Vous avez vécu de l’intérieur l’impatience dans la population suscitée par l’accession de la gauche au pouvoir en 81. Comment jugez-vous, tant sur la forme que sur le fond, les 100 premiers jours du duo Hollande-Ayrault ?

La situation de 2012 est infiniment plus difficile qu’il y 30 ans. D’abord le poids de la dette alourdie par la gestion récente (+ 600 milliards), ensuite une crise mondiale d’une ampleur méconnue, enfin un chômage massif, c’est pourquoi la démarche entreprise de discussions, de négociations et de mobilisation est conforme à une vraie pratique démocratique. On ne peut corriger une telle situation en quelques semaines, personne ne peut ni le faire ni le contester de bonne foi. Pour ma part, j’ai toujours choisi d’être discret pour avancer durablement et solidement contrairement à d’autres dont le verbe est facile mais l’action nulle.
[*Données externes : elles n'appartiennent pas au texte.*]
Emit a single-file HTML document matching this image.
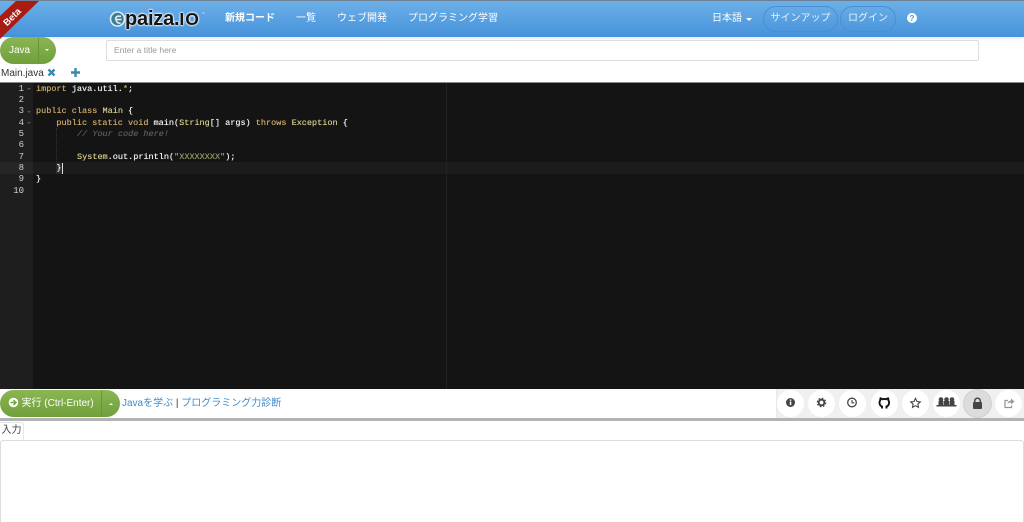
<!DOCTYPE html>
<html lang="ja"><head><meta charset="utf-8"><title>paiza.io</title>
<style>
*{box-sizing:border-box}
html,body{margin:0;padding:0;width:1024px;height:522px;overflow:hidden;background:#fff;font-family:"Liberation Sans","Noto Sans CJK JP",sans-serif;color:#333}
body{position:relative}
.a{position:absolute;white-space:nowrap}
#nav{left:0;top:0;width:1024px;height:37px;background:linear-gradient(#6cb0e8,#4692da);border-top:1px solid #6d7f92;box-shadow:0 1px 4px rgba(0,0,0,.12)}
.n{color:#fff;font-size:10px;line-height:12px;top:13px}
.b{font-weight:bold}
.pill{top:6px;height:26px;border-radius:13px;border:1px solid #4a8fd3;color:#eaf3fb;font-size:10px;line-height:24px;text-align:center}
.green{background:linear-gradient(#8ab653,#709f3c);color:#fff}
#ed{left:0;top:82px;width:1024px;height:307px;background:#141414;border-top:1px solid #888}
#gut{left:0;top:83px;width:33px;height:306px;background:#1e1e1e}
.ln{left:0;width:24px;text-align:right;color:#d0d0d0;font:9px/11.35px "Liberation Mono",monospace;margin-top:.5px}
.c{font:8.53px/11.35px "Liberation Mono",monospace;color:#f4f4f4;margin-top:.5px;text-shadow:0 0 .4px currentColor}
.k{color:#cda869}.t{color:#e9c062}.s{color:#8f9d6a}.m{color:#5f5a60;font-style:italic}.y{color:#d5c98a}
.rb{top:390px;width:27px;height:27px;border-radius:50%;background:#fff}
.rb svg{position:absolute;left:0;top:0}
a{color:#428bca;text-decoration:none}
</style></head><body>
<div class="a" id="nav"></div>

<svg class="a" style="left:0;top:0" width="42" height="42" viewBox="0 0 42 42"><polygon points="16,1 39,1 0,39 0,16" fill="#a81c14"/><text x="0" y="0" transform="translate(7,26.5) rotate(-45)" font-family="Liberation Sans" font-weight="bold" font-size="9.5" fill="#fff">Beta</text></svg>

<svg class="a" style="left:109px;top:9px" width="17" height="20" viewBox="0 0 17 20"><circle cx="8.500" cy="10" r="7" fill="#3f7d92" stroke="#d9eefa" stroke-width="1.600"/><path d="M12.500 10.500H6.500M6.500 10.500C6.500 8 8 6.500 12 7.500M7 11C8 14 10 14.500 11.500 14" stroke="#e4f3fb" stroke-width="1.500" fill="none"/></svg>
<div class="a b" style="left:125px;top:8px;font-size:20px;line-height:22px;letter-spacing:-.2px;color:#151515;text-shadow:0 0 2px #fff,0 0 2px #fff,0 0 2px #fff">paiza.<span style="font-size:17.500px;letter-spacing:1px">IO</span></div>
<div class="a" style="left:201px;top:11px;font-size:4px;line-height:5px;color:#ddd">™</div>

<div class="a n b" style="left:225px">新規コード</div>
<div class="a n" style="left:296px">一覧</div>
<div class="a n" style="left:337px">ウェブ開発</div>
<div class="a n" style="left:408px">プログラミング学習</div>
<div class="a n" style="left:712px">日本語</div>
<div class="a" style="left:746px;top:18px;border:3px solid transparent;border-top-color:#fff"></div>
<div class="a pill" style="left:763px;width:75px">サインアップ</div>
<div class="a pill" style="left:840px;width:56px">ログイン</div>
<svg class="a" style="left:907px;top:13px" width="10" height="10" viewBox="0 0 10 10"><circle cx="5" cy="5" r="5" fill="#fff"/><text x="5" y="8.200" text-anchor="middle" font-family="Liberation Sans" font-weight="bold" font-size="8" fill="#4a94da">?</text></svg>

<div class="a green" style="left:0;top:37px;width:56px;height:27px;border-radius:14px;font-size:10px;line-height:27px;padding-left:9px">Java</div>
<div class="a" style="left:38px;top:38px;width:1px;height:25px;background:#68943a"></div>
<div class="a" style="left:44.500px;top:49px;border:2.500px solid transparent;border-top-color:#fff"></div>
<div class="a" style="left:106px;top:40px;width:873px;height:21px;border:1px solid #ddd;border-radius:2px;font-size:8.500px;line-height:19px;color:#999;padding-left:7px;background:#fff">Enter a title here</div>

<div class="a" style="left:1px;top:67px;font-size:10px;line-height:13px;color:#333">Main.java</div>
<svg class="a" style="left:47px;top:68px" width="9" height="9" viewBox="0 0 9 9"><path d="M1.500 1.500L7.500 7.500M7.500 1.500L1.500 7.500" stroke="#3a8bab" stroke-width="2.400"/></svg>
<svg class="a" style="left:71px;top:68px" width="9" height="9" viewBox="0 0 9 9"><path d="M4.500 0V9M0 4.500H9" stroke="#3a8bab" stroke-width="2.400"/></svg>

<div class="a" id="ed"></div>
<div class="a" id="gut"></div>
<div class="a" style="left:33px;top:162px;width:991px;height:12px;background:#1c1c1c"></div>
<div class="a" style="left:0;top:162px;width:33px;height:12px;background:#262626"></div>
<div class="a" style="left:446px;top:83px;width:1px;height:306px;background:#222"></div>
<div class="a" style="left:56px;top:128px;width:1px;height:34px;border-left:1px dotted #333"></div>

<div class="a ln" style="top:83px">1</div><div class="a ln" style="top:94.300px">2</div><div class="a ln" style="top:105.700px">3</div><div class="a ln" style="top:117px">4</div><div class="a ln" style="top:128.400px">5</div><div class="a ln" style="top:139.700px">6</div><div class="a ln" style="top:151.100px">7</div><div class="a ln" style="top:162.400px">8</div><div class="a ln" style="top:173.800px">9</div><div class="a ln" style="top:185.100px">10</div>
<div class="a" style="left:27px;top:88px;border:2px solid transparent;border-top-color:#555"></div>
<div class="a" style="left:27px;top:111px;border:2px solid transparent;border-top-color:#555"></div>
<div class="a" style="left:27px;top:122px;border:2px solid transparent;border-top-color:#555"></div>

<div class="a c" style="left:36px;top:83px"><span class="k">import</span> java.util.<span class="k">*</span>;</div>
<div class="a c" style="left:36px;top:105.700px"><span class="k">public</span> <span class="k">class</span> <span class="y">Main</span> {</div>
<div class="a c" style="left:56.400px;top:117px"><span class="k">public</span> <span class="k">static</span> <span class="k">void</span> main(<span class="y">String</span>[] args) <span class="k">throws</span> <span class="y">Exception</span> {</div>
<div class="a c m" style="left:77px;top:128.400px">// Your code here!</div>
<div class="a c" style="left:77px;top:151.100px"><span class="y">System</span>.out.println(<span class="s">"XXXXXXXX"</span>);</div>
<div class="a" style="left:56px;top:163px;width:6px;height:11px;background:#2c2c2c"></div>
<div class="a c" style="left:56.400px;top:162.400px">}</div>
<div class="a" style="left:62px;top:163px;width:1px;height:11px;background:#ddd"></div>
<div class="a c" style="left:36px;top:173.800px">}</div>

<div class="a green" style="left:0;top:390px;width:120px;height:27px;border-radius:14px;font-size:10px;line-height:27px;padding-left:21.500px">実行 (Ctrl-Enter)</div>
<svg class="a" style="left:8px;top:397px" width="11" height="11" viewBox="0 0 11 11"><circle cx="5.500" cy="5.500" r="4.800" fill="#fff"/><path d="M2.500 5.500H8M5.500 3L8 5.500L5.500 8" stroke="#76a541" stroke-width="1.500" fill="none"/></svg>
<div class="a" style="left:101px;top:391px;width:1px;height:25px;background:#68943a"></div>
<div class="a" style="left:108.500px;top:401px;border:2.500px solid transparent;border-bottom-color:#fff"></div>
<div class="a" style="left:122px;top:397px;font-size:10px;line-height:13px;color:#333"><a href="#">Javaを学ぶ</a> | <a href="#">プログラミング力診断</a></div>

<div class="a" style="left:776px;top:389px;width:248px;height:29px;background:#f0f0f0;border-left:1px solid #e8e8e8"></div>
<div class="a rb" style="left:777px"><svg width="27" height="27"><circle cx="13.500" cy="12.500" r="4.500" fill="#444"/><rect x="12.800" y="11.500" width="1.500" height="3.500" fill="#fff"/><rect x="12.800" y="9.500" width="1.500" height="1.300" fill="#fff"/></svg></div>
<div class="a rb" style="left:808px"><svg width="27" height="27"><circle cx="13.500" cy="12.500" r="2.800" fill="none" stroke="#444" stroke-width="1.800"/><circle cx="13.500" cy="12.500" r="4.200" fill="none" stroke="#444" stroke-width="1.200" stroke-dasharray="1.800 1.500"/></svg></div>
<div class="a rb" style="left:839px"><svg width="27" height="27"><circle cx="13" cy="12.500" r="4.300" fill="none" stroke="#444" stroke-width="1.300"/><path d="M13 10V12.800H15.200" fill="none" stroke="#444" stroke-width="1.100"/></svg></div>
<div class="a rb" style="left:871px"><svg width="27" height="27"><path d="M11 18.500V16.500C9 15.800 8.500 14.500 8.500 12.500C8.500 11.500 8.800 10.800 9.300 10.200C9.200 9.500 9.300 8.800 9.500 8.300C10.300 8.400 11 8.800 11.500 9.200C12.600 8.900 14 8.900 15.100 9.200C15.700 8.800 16.300 8.400 17.100 8.300C17.400 8.800 17.400 9.500 17.300 10.200C17.800 10.800 18.100 11.500 18.100 12.500C18.100 14.500 17.500 15.800 15.500 16.500V18.500" fill="none" stroke="#111" stroke-width="1.900"/></svg></div>
<div class="a rb" style="left:902px"><svg width="27" height="27"><path d="M13.500 8.300L15 11.500L18.300 11.900L15.900 14.100L16.500 17.300L13.500 15.700L10.500 17.300L11.100 14.100L8.700 11.900L12 11.500Z" fill="none" stroke="#444" stroke-width="1.100"/></svg></div>
<div class="a rb" style="left:933px"><svg width="27" height="27"><g fill="#444"><circle cx="8" cy="9.500" r="2.300"/><circle cx="13.500" cy="9.500" r="2.300"/><circle cx="19" cy="9.500" r="2.300"/><rect x="5.500" y="11" width="5" height="4.500"/><rect x="11" y="11" width="5" height="4.500"/><rect x="16.500" y="11" width="5" height="4.500"/><rect x="3.500" y="15" width="20" height="1.500"/></g></svg></div>
<div class="a rb" style="left:964px;background:#dcdcdc;box-shadow:0 0 0 1px #d0d0d0"><svg width="27" height="27"><rect x="9" y="12" width="9" height="7" rx="1" fill="#444"/><path d="M10.800 12V10.500C10.800 7.500 16.200 7.500 16.200 10.500V12" fill="none" stroke="#444" stroke-width="1.500"/></svg></div>
<div class="a rb" style="left:995px"><svg width="27" height="27"><path d="M16.500 15.500V17.500H10V10.500H13" fill="none" stroke="#999" stroke-width="1.300"/><path d="M12.500 14C12.800 11.500 14.500 10.500 16 10.500V8.500L19.500 11.500L16 14.500V12.500C14.500 12.500 13.300 13 12.500 14Z" fill="#999"/></svg></div>

<div class="a" style="left:0;top:418px;width:1024px;height:3px;background:#b3b3b3"></div>
<div class="a" style="left:0;top:422px;width:24px;height:18px;background:#fff;border:1px solid #e6e6e6;border-bottom:0;border-left:0;border-radius:0 3px 0 0;font-size:10px;line-height:16px;padding-left:1.500px;color:#444">入力</div>
<div class="a" style="left:0;top:440px;width:1024px;height:82px;border:1px solid #ddd;border-bottom:0;border-radius:3px 3px 0 0;background:#fff"></div>
</body></html>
Une certaine Martine Aubry était à vos côtés au ministère du Travail en 1981-82. Elle a complété « vos » 39H par « ses » 35H en 1999 avant que cette mesure ne soit démantelée par le gouvernement Fillon. Dans quelle combinaison gagnante cette baisse du nombre d’heures travaillées peut-elle être viable, tant pour l’employé que l’employeur ?

La question de la durée du travail est un peu occultée aujourd’hui par la crise mais les progrès des technologies et les capacités de production massives et de plus en plus robotisées reposeront tôt ou tard le problème de la réduction du temps de travail. Imaginons combien d’emplois ne seraient pas créés si on revenait aux 40 heures par semaine! Le problème est évidemment dans une économie de concurrence sauvage et d’échanges non régulés.

Malgré votre retrait de la vie politique, continuez-vous à parcourir la France pour y dispenser de votre expérience passée au sommet de l’Etat ?

La politique, ce n’est seulement un mandat électif c’est aussi le débat et l’échange avec les autres acteurs et tous les citoyens du pays pour poursuivre sur le chemin d’un progrès partagé. C’est donc au niveau des idées et des projets que je poursuis ma vie militante.